The early development phase of GENI was marked by an epic debate on dev@geni.net about whether a common framework for diverse resource providers is even possible. It is perhaps still an open question, but if the answer is yes, then the path to get there involves automated processing of rich resource descriptions. To incorporate a new resource service into an existing system, we must first describe the service and its resources in a way that enables generic software to reason about the space of possible configurations and combinations.

For example, the ORCA experience shows that it is easy to incorporate current cloud systems and third-party transit network providers as GENI aggregates through an adaptation layer if we can describe their resources logically.
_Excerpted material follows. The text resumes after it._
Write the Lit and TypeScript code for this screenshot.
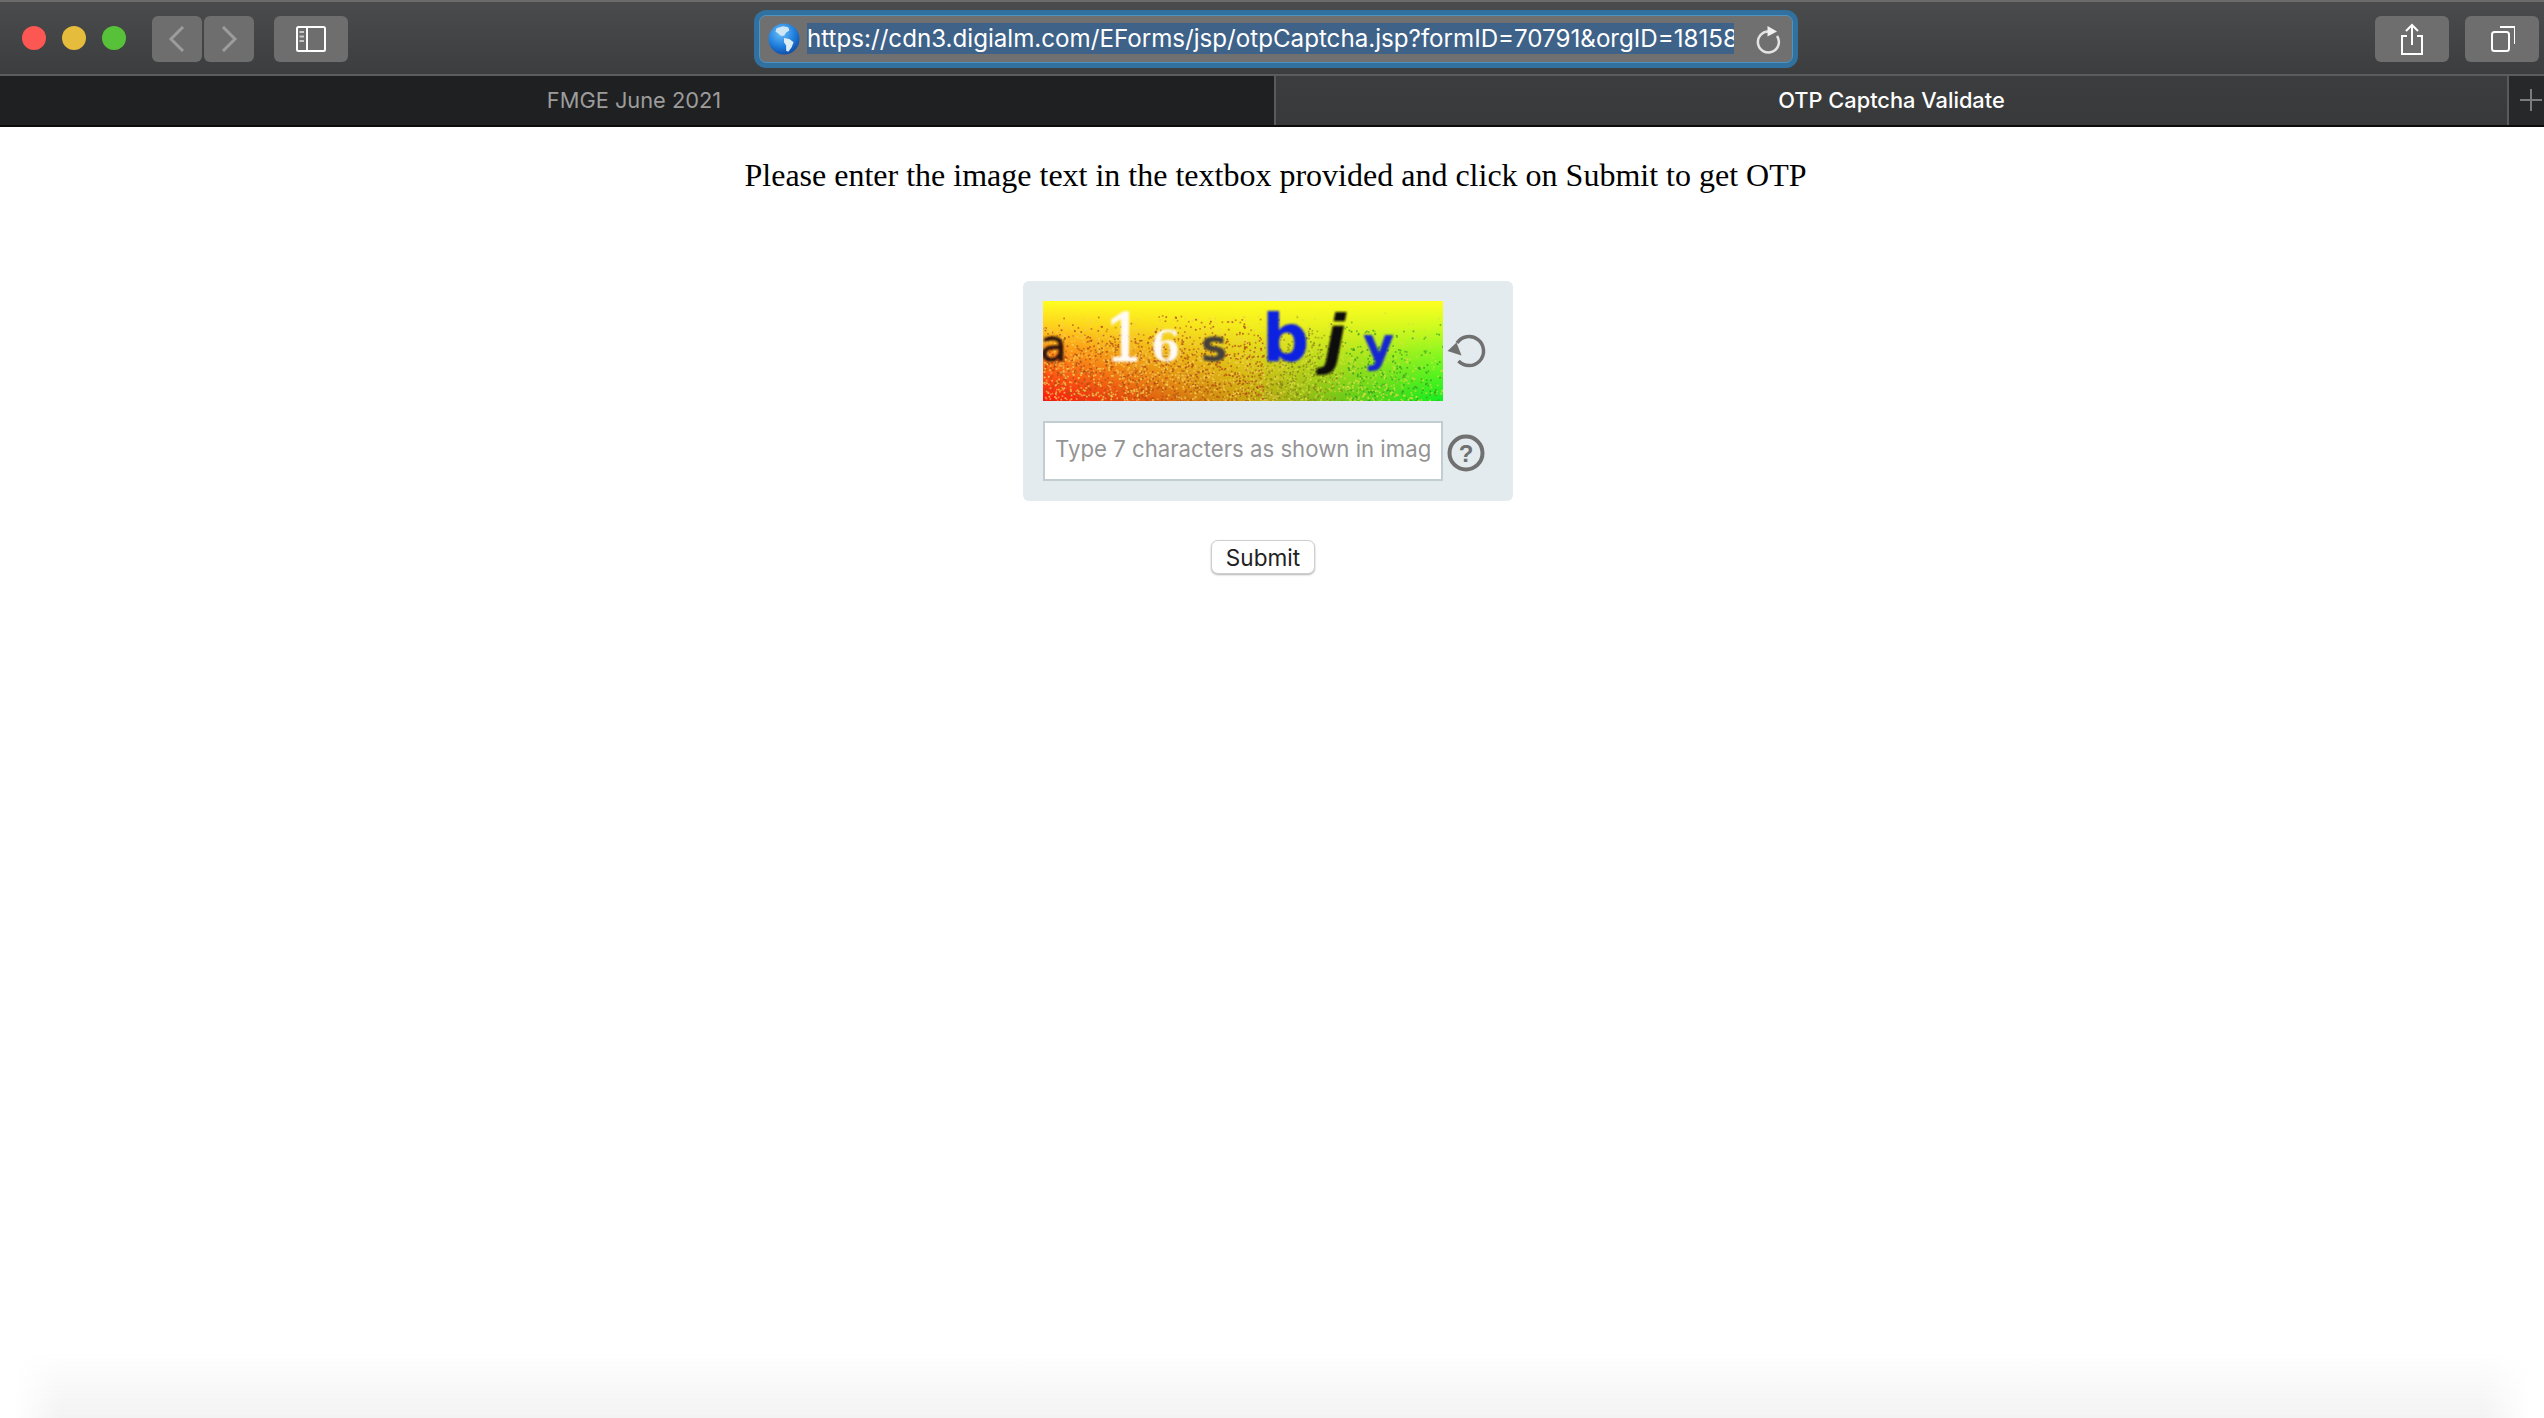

Powerful logical descriptions also enable the various coordinator functions (Sect. 4.3) in ORCA/ExoGENI. One lesson of this experience is that AM advertisements do not in general describe the infrastructure substrate, as the GENI community has understood them, but instead describe infrastructure services, which are even more challenging to represent and process. For example, AMs may proxy or “resell” resources from other providers whose substrate they do not control, or they may offer various mutually exclusive options for virtual sliver sets within the constraints of a given substrate resource pool.

Our ongoing research focuses on declarative representations for resources and trust, and their role in automating management of resources and trust. For example, in recent work we have shown how to specify trust structure and policy alternatives for a GENI deployment concisely and precisely in SAFE declarative trust logic [6]. Statements in the logic are embedded in credentials; a generic compliance checker validates credentials according to policy rules, which are also expressed in the logic.

With this approach, the GENI architecture can be implemented as a set of autonomous services (e.g., the AMs) linked by a declarative trust structure that is represented in about 150 lines of scripted SAFE logic. The various coordinator roles and trust relationships are captured in declarative policy rules rather than as procedures or assumptions that are “baked in” to the software. We believe that this approach balances low implementation cost with flexibility for deployments to accommodate diverse policies of their members, evolve their structures and policies over time, and federate with other deployments.